[Goal]
The material below should be written out in full and exactly; pictures stay out of the copy.
>> start
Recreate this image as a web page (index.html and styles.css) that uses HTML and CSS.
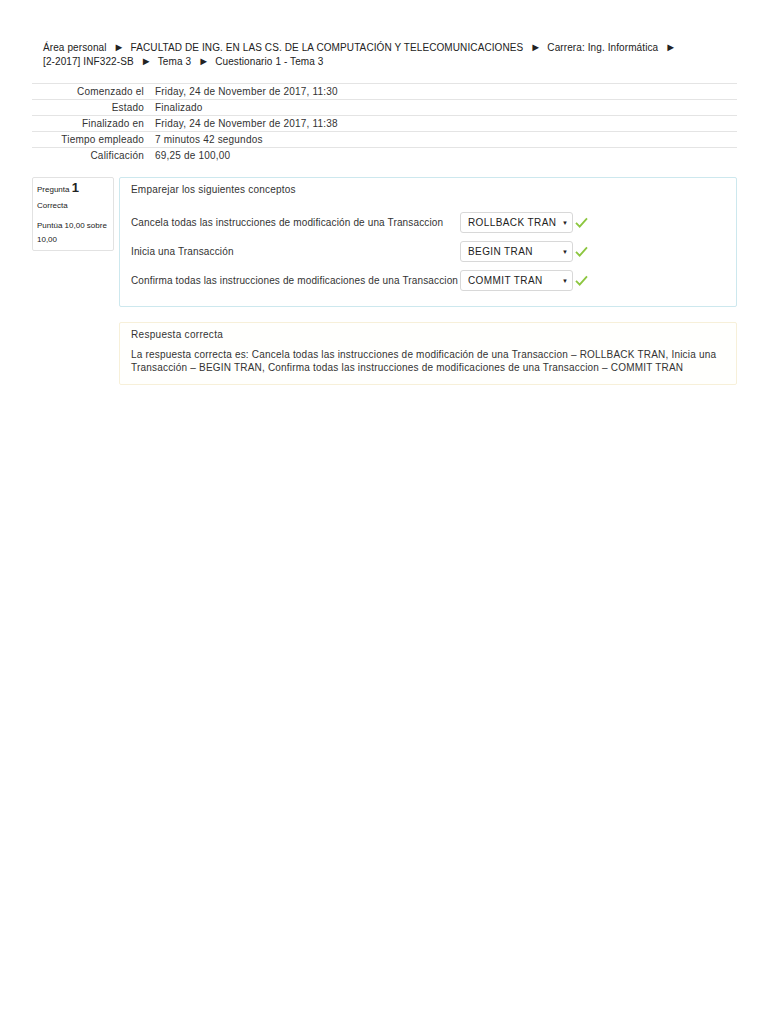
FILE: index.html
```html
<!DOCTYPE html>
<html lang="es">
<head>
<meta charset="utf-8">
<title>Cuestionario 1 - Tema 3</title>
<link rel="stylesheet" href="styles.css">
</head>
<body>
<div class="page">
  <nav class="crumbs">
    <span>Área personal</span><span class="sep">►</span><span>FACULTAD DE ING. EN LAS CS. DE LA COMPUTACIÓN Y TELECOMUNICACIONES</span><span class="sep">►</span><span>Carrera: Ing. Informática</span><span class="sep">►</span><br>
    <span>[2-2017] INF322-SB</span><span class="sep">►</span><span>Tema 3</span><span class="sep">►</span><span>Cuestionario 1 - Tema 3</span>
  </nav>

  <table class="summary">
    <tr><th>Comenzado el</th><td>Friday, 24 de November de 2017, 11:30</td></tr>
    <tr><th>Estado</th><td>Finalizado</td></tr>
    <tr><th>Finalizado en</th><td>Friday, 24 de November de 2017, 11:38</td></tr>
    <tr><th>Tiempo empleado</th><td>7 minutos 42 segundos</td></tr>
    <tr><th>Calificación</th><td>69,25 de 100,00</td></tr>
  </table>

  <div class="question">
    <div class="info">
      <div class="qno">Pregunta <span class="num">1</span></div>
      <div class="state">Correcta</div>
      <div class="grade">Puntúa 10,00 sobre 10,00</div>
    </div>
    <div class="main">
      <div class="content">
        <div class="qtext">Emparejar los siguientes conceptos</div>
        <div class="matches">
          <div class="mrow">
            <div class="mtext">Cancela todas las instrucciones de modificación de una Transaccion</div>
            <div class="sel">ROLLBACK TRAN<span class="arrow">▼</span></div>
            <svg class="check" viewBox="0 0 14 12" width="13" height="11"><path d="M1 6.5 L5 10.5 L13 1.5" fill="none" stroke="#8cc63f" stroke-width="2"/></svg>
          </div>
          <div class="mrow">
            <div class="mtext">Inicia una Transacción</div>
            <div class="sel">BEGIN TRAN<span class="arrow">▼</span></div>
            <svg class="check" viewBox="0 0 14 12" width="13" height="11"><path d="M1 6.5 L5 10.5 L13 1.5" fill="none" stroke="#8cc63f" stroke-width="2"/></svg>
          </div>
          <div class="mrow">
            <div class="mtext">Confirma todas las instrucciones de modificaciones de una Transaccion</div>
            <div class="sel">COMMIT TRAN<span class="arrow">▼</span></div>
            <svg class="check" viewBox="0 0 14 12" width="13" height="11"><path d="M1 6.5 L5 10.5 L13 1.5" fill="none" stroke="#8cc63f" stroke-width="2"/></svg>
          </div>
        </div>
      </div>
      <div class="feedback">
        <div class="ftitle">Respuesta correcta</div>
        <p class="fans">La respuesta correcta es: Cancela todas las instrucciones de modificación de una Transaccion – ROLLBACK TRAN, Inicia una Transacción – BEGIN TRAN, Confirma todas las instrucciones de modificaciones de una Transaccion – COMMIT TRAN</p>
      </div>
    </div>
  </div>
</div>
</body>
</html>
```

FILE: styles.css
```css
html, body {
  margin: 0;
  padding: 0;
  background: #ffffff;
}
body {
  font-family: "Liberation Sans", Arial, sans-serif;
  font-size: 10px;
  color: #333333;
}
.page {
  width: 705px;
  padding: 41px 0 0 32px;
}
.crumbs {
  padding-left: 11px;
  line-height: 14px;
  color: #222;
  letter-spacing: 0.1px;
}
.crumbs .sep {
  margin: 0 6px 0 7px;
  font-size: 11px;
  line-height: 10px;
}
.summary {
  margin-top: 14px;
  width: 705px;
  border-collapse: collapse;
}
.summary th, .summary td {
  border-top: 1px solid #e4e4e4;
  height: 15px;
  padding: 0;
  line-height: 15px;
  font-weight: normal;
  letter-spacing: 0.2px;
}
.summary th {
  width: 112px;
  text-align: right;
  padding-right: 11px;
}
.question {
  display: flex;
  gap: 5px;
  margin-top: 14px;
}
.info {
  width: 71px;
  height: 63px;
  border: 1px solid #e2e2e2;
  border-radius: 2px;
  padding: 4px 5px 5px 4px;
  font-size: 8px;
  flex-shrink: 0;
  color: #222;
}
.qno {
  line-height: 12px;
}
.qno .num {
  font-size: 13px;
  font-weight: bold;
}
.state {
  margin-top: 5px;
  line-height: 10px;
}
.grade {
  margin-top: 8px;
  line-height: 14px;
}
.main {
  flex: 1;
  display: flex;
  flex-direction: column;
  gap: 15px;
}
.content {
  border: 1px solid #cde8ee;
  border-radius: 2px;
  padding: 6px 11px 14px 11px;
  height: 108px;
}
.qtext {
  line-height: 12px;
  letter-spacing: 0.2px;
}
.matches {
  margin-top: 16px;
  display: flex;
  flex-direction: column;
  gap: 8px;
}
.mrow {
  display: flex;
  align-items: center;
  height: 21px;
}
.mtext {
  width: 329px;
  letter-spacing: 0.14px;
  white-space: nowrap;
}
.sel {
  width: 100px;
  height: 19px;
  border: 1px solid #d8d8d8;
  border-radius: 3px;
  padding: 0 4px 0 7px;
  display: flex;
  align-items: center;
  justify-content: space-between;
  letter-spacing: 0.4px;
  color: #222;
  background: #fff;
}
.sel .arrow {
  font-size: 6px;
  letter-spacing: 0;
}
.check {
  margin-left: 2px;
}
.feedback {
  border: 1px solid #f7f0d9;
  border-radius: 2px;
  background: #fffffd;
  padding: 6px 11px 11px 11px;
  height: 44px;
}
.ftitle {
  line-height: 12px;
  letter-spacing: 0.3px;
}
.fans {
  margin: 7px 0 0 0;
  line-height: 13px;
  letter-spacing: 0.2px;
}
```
>> end
[Answer to this exercise]
Recreate this image as a web page (index.html and styles.css) that uses HTML and CSS.
FILE: index.html
```html
<!DOCTYPE html>
<html lang="es">
<head>
<meta charset="utf-8">
<title>Cuestionario 1 - Tema 3</title>
<link rel="stylesheet" href="styles.css">
</head>
<body>
<div class="page">
  <nav class="crumbs">
    <span>Área personal</span><span class="sep">►</span><span>FACULTAD DE ING. EN LAS CS. DE LA COMPUTACIÓN Y TELECOMUNICACIONES</span><span class="sep">►</span><span>Carrera: Ing. Informática</span><span class="sep">►</span><br>
    <span>[2-2017] INF322-SB</span><span class="sep">►</span><span>Tema 3</span><span class="sep">►</span><span>Cuestionario 1 - Tema 3</span>
  </nav>

  <table class="summary">
    <tr><th>Comenzado el</th><td>Friday, 24 de November de 2017, 11:30</td></tr>
    <tr><th>Estado</th><td>Finalizado</td></tr>
    <tr><th>Finalizado en</th><td>Friday, 24 de November de 2017, 11:38</td></tr>
    <tr><th>Tiempo empleado</th><td>7 minutos 42 segundos</td></tr>
    <tr><th>Calificación</th><td>69,25 de 100,00</td></tr>
  </table>

  <div class="question">
    <div class="info">
      <div class="qno">Pregunta <span class="num">1</span></div>
      <div class="state">Correcta</div>
      <div class="grade">Puntúa 10,00 sobre 10,00</div>
    </div>
    <div class="main">
      <div class="content">
        <div class="qtext">Emparejar los siguientes conceptos</div>
        <div class="matches">
          <div class="mrow">
            <div class="mtext">Cancela todas las instrucciones de modificación de una Transaccion</div>
            <div class="sel">ROLLBACK TRAN<span class="arrow">▼</span></div>
            <svg class="check" viewBox="0 0 14 12" width="13" height="11"><path d="M1 6.5 L5 10.5 L13 1.5" fill="none" stroke="#8cc63f" stroke-width="2"/></svg>
          </div>
          <div class="mrow">
            <div class="mtext">Inicia una Transacción</div>
            <div class="sel">BEGIN TRAN<span class="arrow">▼</span></div>
            <svg class="check" viewBox="0 0 14 12" width="13" height="11"><path d="M1 6.5 L5 10.5 L13 1.5" fill="none" stroke="#8cc63f" stroke-width="2"/></svg>
          </div>
          <div class="mrow">
            <div class="mtext">Confirma todas las instrucciones de modificaciones de una Transaccion</div>
            <div class="sel">COMMIT TRAN<span class="arrow">▼</span></div>
            <svg class="check" viewBox="0 0 14 12" width="13" height="11"><path d="M1 6.5 L5 10.5 L13 1.5" fill="none" stroke="#8cc63f" stroke-width="2"/></svg>
          </div>
        </div>
      </div>
      <div class="feedback">
        <div class="ftitle">Respuesta correcta</div>
        <p class="fans">La respuesta correcta es: Cancela todas las instrucciones de modificación de una Transaccion – ROLLBACK TRAN, Inicia una Transacción – BEGIN TRAN, Confirma todas las instrucciones de modificaciones de una Transaccion – COMMIT TRAN</p>
      </div>
    </div>
  </div>
</div>
</body>
</html>
```

FILE: styles.css
```css
html, body {
  margin: 0;
  padding: 0;
  background: #ffffff;
}
body {
  font-family: "Liberation Sans", Arial, sans-serif;
  font-size: 10px;
  color: #333333;
}
.page {
  width: 705px;
  padding: 41px 0 0 32px;
}
.crumbs {
  padding-left: 11px;
  line-height: 14px;
  color: #222;
  letter-spacing: 0.1px;
}
.crumbs .sep {
  margin: 0 6px 0 7px;
  font-size: 11px;
  line-height: 10px;
}
.summary {
  margin-top: 14px;
  width: 705px;
  border-collapse: collapse;
}
.summary th, .summary td {
  border-top: 1px solid #e4e4e4;
  height: 15px;
  padding: 0;
  line-height: 15px;
  font-weight: normal;
  letter-spacing: 0.2px;
}
.summary th {
  width: 112px;
  text-align: right;
  padding-right: 11px;
}
.question {
  display: flex;
  gap: 5px;
  margin-top: 14px;
}
.info {
  width: 71px;
  height: 63px;
  border: 1px solid #e2e2e2;
  border-radius: 2px;
  padding: 4px 5px 5px 4px;
  font-size: 8px;
  flex-shrink: 0;
  color: #222;
}
.qno {
  line-height: 12px;
}
.qno .num {
  font-size: 13px;
  font-weight: bold;
}
.state {
  margin-top: 5px;
  line-height: 10px;
}
.grade {
  margin-top: 8px;
  line-height: 14px;
}
.main {
  flex: 1;
  display: flex;
  flex-direction: column;
  gap: 15px;
}
.content {
  border: 1px solid #cde8ee;
  border-radius: 2px;
  padding: 6px 11px 14px 11px;
  height: 108px;
}
.qtext {
  line-height: 12px;
  letter-spacing: 0.2px;
}
.matches {
  margin-top: 16px;
  display: flex;
  flex-direction: column;
  gap: 8px;
}
.mrow {
  display: flex;
  align-items: center;
  height: 21px;
}
.mtext {
  width: 329px;
  letter-spacing: 0.14px;
  white-space: nowrap;
}
.sel {
  width: 100px;
  height: 19px;
  border: 1px solid #d8d8d8;
  border-radius: 3px;
  padding: 0 4px 0 7px;
  display: flex;
  align-items: center;
  justify-content: space-between;
  letter-spacing: 0.4px;
  color: #222;
  background: #fff;
}
.sel .arrow {
  font-size: 6px;
  letter-spacing: 0;
}
.check {
  margin-left: 2px;
}
.feedback {
  border: 1px solid #f7f0d9;
  border-radius: 2px;
  background: #fffffd;
  padding: 6px 11px 11px 11px;
  height: 44px;
}
.ftitle {
  line-height: 12px;
  letter-spacing: 0.3px;
}
.fans {
  margin: 7px 0 0 0;
  line-height: 13px;
  letter-spacing: 0.2px;
}
```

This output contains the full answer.